Elle n’allait pas à l’école. Elle et moi, nous pensions tout le temps à ce que
nous avions vécu et nous n’avions personne à qui parler. Nous étions seules avec
des problèmes qui nous dépassaient et nous avaient gravement choquées et
meurtries.
Ici, ça va. Ma fille
fait du théâtre et elle va beaucoup mieux. Elle est contente d’aller à l’école
et elle suit bien. Elle essaye d’oublier. Nous avons trouvé des activités pour
les enfants sur internet et elle y va tous les mercredis. Moi aussi, je suis
une psychothérapie de soutien et j’essaie d’oublier.
Nous sommes toujours
menacés d’être renvoyés en Italie manu militari par la police, débarquant en
nombre au petit matin dans notre domicile quand nous serons encore au lit.
C’est comme ça qu’ils font ici. Chaque heure je prie Dieu que notre fille n’ait
pas à vivre ça. Je ne supporte plus toute cette brutalité. Je veux seulement
vivre en paix et que ma fille puisse continuer d’aller à l’école. »
Dans cette affaire, ni le SEM, ni le Tribunal (TAF) n’ont
pris en considération la gravité des violences vécues par chacun des membres de
la famille. Celles-ci n’avaient pas même pu être exposées au cours de
l’audition expéditive que conduit le SEM dans les situations
« Dublin », portant sur les vagues motifs d’asile et les vagues
arguments contre un renvoi en Italie. Les gens ne sont pas entendus et leurs problématiques
médicales sont ignorées, simplement en les privant d’accès à un médecin pendant
toute la durée de la procédure, ce qui empêche tout diagnostic. « Vous
serez soignés dans le canton », leur répète-t-on. Mais trois mois plus
tard, lorsqu’ils sont enfin attribués à un canton, le recours au TAF est déjà
rejeté, et ils ne doivent plus attendre que l’exécution de leur renvoi.
Les autorités, censées statuer sur la protection que la
Suisse offrirait aux victimes de tortures, ont dénié les violences endurées par
cette famille et leur douleur. Elles ont organisé la procédure de telle sorte
que les événements importants concernant leur demande de protection ne puissent
pas être formulés à temps. La famille est maintenant exposée à une exécution
forcée du renvoi.

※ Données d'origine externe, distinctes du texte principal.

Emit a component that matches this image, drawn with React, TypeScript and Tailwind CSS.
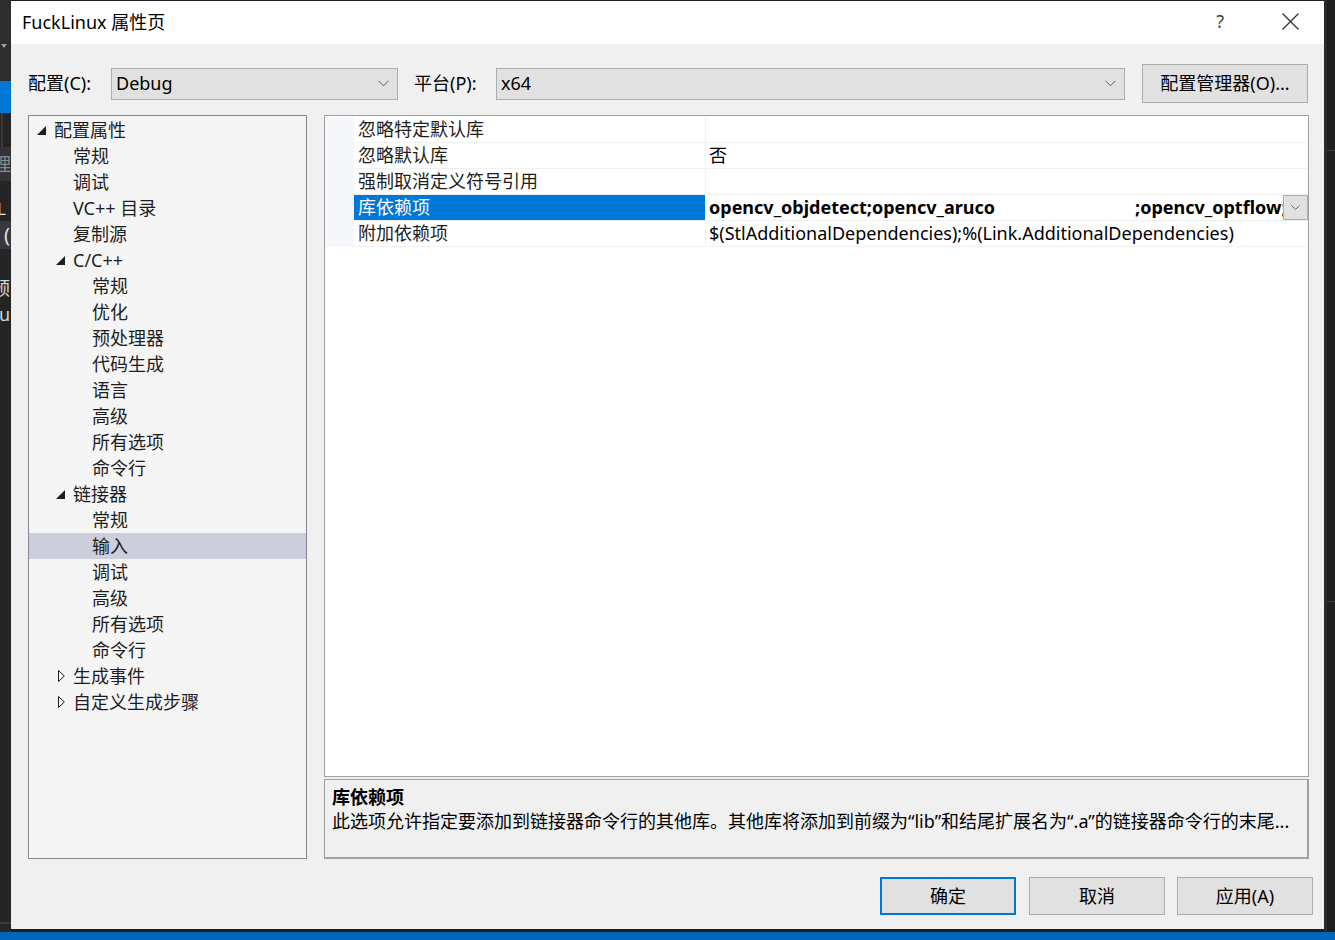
import React from "react";

const FONT = '"Noto Sans", "Noto Sans CJK SC", sans-serif';

type TreeItem = { label: string; level: number; kind: "open" | "closed" | "leaf"; selected?: boolean };

const tree: TreeItem[] = [
  { label: "配置属性", level: 0, kind: "open" },
  { label: "常规", level: 1, kind: "leaf" },
  { label: "调试", level: 1, kind: "leaf" },
  { label: "VC++ 目录", level: 1, kind: "leaf" },
  { label: "复制源", level: 1, kind: "leaf" },
  { label: "C/C++", level: 1, kind: "open" },
  { label: "常规", level: 2, kind: "leaf" },
  { label: "优化", level: 2, kind: "leaf" },
  { label: "预处理器", level: 2, kind: "leaf" },
  { label: "代码生成", level: 2, kind: "leaf" },
  { label: "语言", level: 2, kind: "leaf" },
  { label: "高级", level: 2, kind: "leaf" },
  { label: "所有选项", level: 2, kind: "leaf" },
  { label: "命令行", level: 2, kind: "leaf" },
  { label: "链接器", level: 1, kind: "open" },
  { label: "常规", level: 2, kind: "leaf" },
  { label: "输入", level: 2, kind: "leaf", selected: true },
  { label: "调试", level: 2, kind: "leaf" },
  { label: "高级", level: 2, kind: "leaf" },
  { label: "所有选项", level: 2, kind: "leaf" },
  { label: "命令行", level: 2, kind: "leaf" },
  { label: "生成事件", level: 1, kind: "closed" },
  { label: "自定义生成步骤", level: 1, kind: "closed" },
];

const padFor = ["pl-[6px]", "pl-[25px]", "pl-[44px]"];

function Chevron() {
  return (
    <svg width="11" height="7" viewBox="0 0 11 7">
      <polyline points="0.5,0.8 5.5,5.8 10.5,0.8" fill="none" stroke="#606060" strokeWidth="1" />
    </svg>
  );
}

function TreeRow({ item }: { item: TreeItem }) {
  return (
    <div
      className={`h-[26px] flex items-center ${padFor[item.level]} ${item.selected ? "bg-[#cccedb]" : ""}`}
    >
      <div className="w-[19px] h-[26px] flex items-center shrink-0">
        {item.kind === "open" && (
          <svg width="9" height="9" viewBox="0 0 9 9" className="mt-[1px] ml-[2px]">
            <polygon points="9,0 9,9 0,9" fill="#1e1e1e" />
          </svg>
        )}
        {item.kind === "closed" && (
          <svg width="7" height="12" viewBox="0 0 7 12" className="ml-[4px]">
            <polygon points="0.5,0.5 6.3,6 0.5,11.5" fill="none" stroke="#1e1e1e" strokeWidth="1" />
          </svg>
        )}
      </div>
      <span className="text-[18px] leading-[26px] text-[#1e1e1e] whitespace-nowrap">{item.label}</span>
    </div>
  );
}

type PropRow = { name: string; value: React.ReactNode; selected?: boolean };

const props: PropRow[] = [
  { name: "忽略特定默认库", value: "" },
  { name: "忽略默认库", value: "否" },
  { name: "强制取消定义符号引用", value: "" },
  {
    name: "库依赖项",
    selected: true,
    value: (
      <span className="font-bold whitespace-nowrap">
        opencv_objdetect;opencv_aruco<span className="inline-block w-[140px]"></span>;opencv_optflow;opencv_video
      </span>
    ),
  },
  { name: "附加依赖项", value: "$(StlAdditionalDependencies);%(Link.AdditionalDependencies)" },
];

function LeftStrip() {
  return (
    <div className="w-[11px] shrink-0 h-full flex flex-col bg-[#252526] overflow-hidden text-[18px] leading-none">
      <div className="h-[81px] bg-[#2d2d30] flex items-start pt-[44px] pl-[1px]">
        <svg width="6" height="4" viewBox="0 0 6 4">
          <polygon points="0,0 6,0 3,4" fill="#9d9d9d" />
        </svg>
      </div>
      <div className="h-[32px] bg-[#0078d4]"></div>
      <div className="h-[34px] bg-[#252526] flex">
        <div className="w-[2px] h-full bg-[#3a3a3a] ml-[1px]"></div>
      </div>
      <div className="h-[34px] bg-[#333337] flex items-center overflow-hidden">
        <span className="-ml-[7px] text-[#8c8c8c] text-[18px]">理</span>
      </div>
      <div className="h-[14px]"></div>
      <div className="h-[26px] flex items-center overflow-hidden">
        <span className="-ml-[3px] text-[#e0e0e0] text-[17px]">L</span>
      </div>
      <div className="h-[28px] bg-[#37373d] flex items-center overflow-hidden">
        <span className="ml-[4px] text-[#e0e0e0] text-[20px]">(</span>
      </div>
      <div className="h-[26px]"></div>
      <div className="h-[26px] flex items-center overflow-hidden">
        <span className="-ml-[8px] text-[#d4d4d4] text-[18px]">预</span>
      </div>
      <div className="h-[26px] flex items-center overflow-hidden">
        <span className="-ml-[1px] text-[#d4d4d4] text-[18px]">u</span>
      </div>
      <div className="flex-1"></div>
      <div className="h-[2px] bg-[#3c3c3c] mb-[8px]"></div>
    </div>
  );
}

export default function App() {
  return (
    <div className="w-[1335px] h-[940px] bg-[#1e1e1e] flex flex-col overflow-hidden" style={{ fontFamily: FONT }}>
      <div className="h-[932px] flex">
        <LeftStrip />
        {/* Dialog */}
        <div className="w-[1313px] shrink-0 h-[929px] pt-[1px] flex flex-col">
          {/* Title bar */}
          <div className="h-[43px] bg-white flex items-center pl-[11px] pr-[25px]">
            <span className="text-[18px] text-black whitespace-nowrap">FuckLinux 属性页</span>
            <div className="flex-1"></div>
            <span className="text-[18px] text-[#444] mr-[58px] mt-[-2px]">?</span>
            <svg width="17" height="17" viewBox="0 0 17 17" className="mt-[-2px]">
              <line x1="0.5" y1="0.5" x2="16.5" y2="16.5" stroke="#333" strokeWidth="1.2" />
              <line x1="16.5" y1="0.5" x2="0.5" y2="16.5" stroke="#333" strokeWidth="1.2" />
            </svg>
          </div>
          {/* Body */}
          <div className="flex-1 bg-[#f0f0f0] flex flex-col pt-[20px]">
            {/* config row */}
            <div className="h-[39px] flex items-center pl-[17px]">
              <div className="w-[83px] shrink-0 text-[18px] text-black whitespace-nowrap">配置(C):</div>
              <div className="w-[287px] shrink-0 h-[32px] bg-[#e1e1e1] border border-[#adadad] flex items-center pl-[4px] pr-[8px]">
                <span className="text-[18px] text-black flex-1">Debug</span>
                <Chevron />
              </div>
              <div className="w-[82px] shrink-0 ml-[16px] text-[18px] text-black whitespace-nowrap">平台(P):</div>
              <div className="w-[629px] shrink-0 h-[32px] bg-[#e1e1e1] border border-[#adadad] flex items-center pl-[4px] pr-[8px]">
                <span className="text-[18px] text-black flex-1">x64</span>
                <Chevron />
              </div>
              <div className="w-[166px] shrink-0 h-[39px] ml-[17px] bg-[#e1e1e1] border border-[#adadad] flex items-center justify-center">
                <span className="text-[18px] text-black whitespace-nowrap">配置管理器(O)...</span>
              </div>
            </div>
            {/* main */}
            <div className="mt-[12px] h-[744px] flex pl-[17px]">
              {/* tree */}
              <div className="w-[279px] shrink-0 h-full border border-[#828790] bg-[#f5f5f5] pt-[1px] overflow-hidden">
                {tree.map((t, i) => (
                  <TreeRow key={i} item={t} />
                ))}
              </div>
              {/* right */}
              <div className="w-[985px] shrink-0 ml-[17px] flex flex-col">
                <div className="h-[662px] border border-[#a0a0a0] bg-white flex flex-col pt-[1px] overflow-hidden">
                  {props.map((p, i) => (
                    <div key={i} className="h-[26px] flex shrink-0">
                      <div className="w-[29px] shrink-0 h-full bg-[#f5f7fa]"></div>
                      <div className="flex-1 min-w-0 flex border-b border-[#f0f0f0]">
                        <div
                          className={`w-[352px] shrink-0 h-full flex items-center pl-[4px] border-r border-[#f0f0f0] ${
                            p.selected ? "bg-[#0078d7] text-white" : "text-[#1e1e1e]"
                          }`}
                        >
                          <span className="text-[18px] whitespace-nowrap">{p.name}</span>
                        </div>
                        <div className="flex-1 min-w-0 h-full flex items-center pl-[3px] overflow-hidden">
                          <div className="flex-1 min-w-0 overflow-hidden text-[18px] text-black whitespace-nowrap">{p.value}</div>
                          {p.selected && (
                            <div className="w-[25px] h-[25px] bg-[#e1e1e1] border border-[#adadad] flex items-center justify-center shrink-0">
                              <svg width="9" height="5" viewBox="0 0 9 5">
                                <polyline points="0.5,0.5 4.5,4.5 8.5,0.5" fill="none" stroke="#606060" strokeWidth="1" />
                              </svg>
                            </div>
                          )}
                        </div>
                      </div>
                    </div>
                  ))}
                </div>
                <div className="mt-[2px] h-[80px] border border-[#a0a0a0] border-b-2 border-r-2 bg-[#f0f0f0] px-[7px] pt-[4px] overflow-hidden">
                  <div className="text-[18px] leading-[26px] font-bold text-black">库依赖项</div>
                  <div className="text-[18px] leading-[22px] text-black whitespace-nowrap overflow-hidden">
                    此选项允许指定要添加到链接器命令行的其他库。其他库将添加到前缀为“lib”和结尾扩展名为“.a”的链接器命令行的末尾...
                  </div>
                </div>
              </div>
            </div>
            {/* buttons */}
            <div className="mt-[18px] h-[38px] flex justify-end pr-[11px]">
              <div className="w-[136px] h-[38px] bg-[#e1e1e1] border-2 border-[#0078d7] flex items-center justify-center">
                <span className="text-[18px] text-black">确定</span>
              </div>
              <div className="w-[136px] h-[38px] ml-[13px] bg-[#e1e1e1] border border-[#adadad] flex items-center justify-center">
                <span className="text-[18px] text-black">取消</span>
              </div>
              <div className="w-[136px] h-[38px] ml-[12px] bg-[#e1e1e1] border border-[#adadad] flex items-center justify-center">
                <span className="text-[18px] text-black">应用(A)</span>
              </div>
            </div>
          </div>
        </div>
        {/* right strip */}
        <div className="flex-1 flex">
          <div className="w-[3px] bg-[#2b2b2b]"></div>
          <div className="flex-1 bg-[#1e1e1e] flex flex-col">
            <div className="h-[150px]"></div>
            <div className="h-[1px] bg-[#3c3c3c]"></div>
            <div className="h-[450px]"></div>
            <div className="h-[1px] bg-[#3c3c3c]"></div>
            <div className="flex-1"></div>
          </div>
        </div>
      </div>
      <div className="flex-1 bg-[#0067b8]"></div>
    </div>
  );
}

Le canton de Vaud a déjà prononcé une assignation à
résidence, c’est-à-dire prépare une descente de police prochainement au centre
EVAM de Valmont pour une opération de renvoi musclée, à l’encontre de personnes
ayant subi des atteintes extrêmes et multiples à leur intégrité, donc
fragilisées, désorientées et déstabilisées.
L’enfant elle-même a été témoin d’horreurs effroyables qu’elle
ne peut pas expliciter à son âge. L’arrivée soudaine de la police pendant son
sommeil et le changement radical de son environnement induit par l’exécution du
renvoi seront une nouvelle expérience de la force extrême des adultes sur son
existence, et de l’impossibilité que ses parents ont de la protéger, une
nouvelle atteinte contre son sentiment de sécurité. En tant qu’enfant, sa
situation personnelle est négligeable du point de vue des autorités qui
considèrent qu’elle ne fait que suivre le sort de ses parents.
La procédure de renvoi Dublin fonctionne ainsi comme un
multiplicateur de violence, un processus administratif par lequel la torture
est niée ou ignorée, dans le but politique impérieux de renvoyer hors du
territoire suisse le plus grand nombre possible de requérants d’asile considérés,
en tant que tels, comme indésirables. L’objectif de répression dépasse de très
loin toute considération en rapport avec les fondements mêmes des droits de
l’homme, qui sont la lutte contre la torture et la protection accordée aux
victimes d’actes inhumains et dégradants.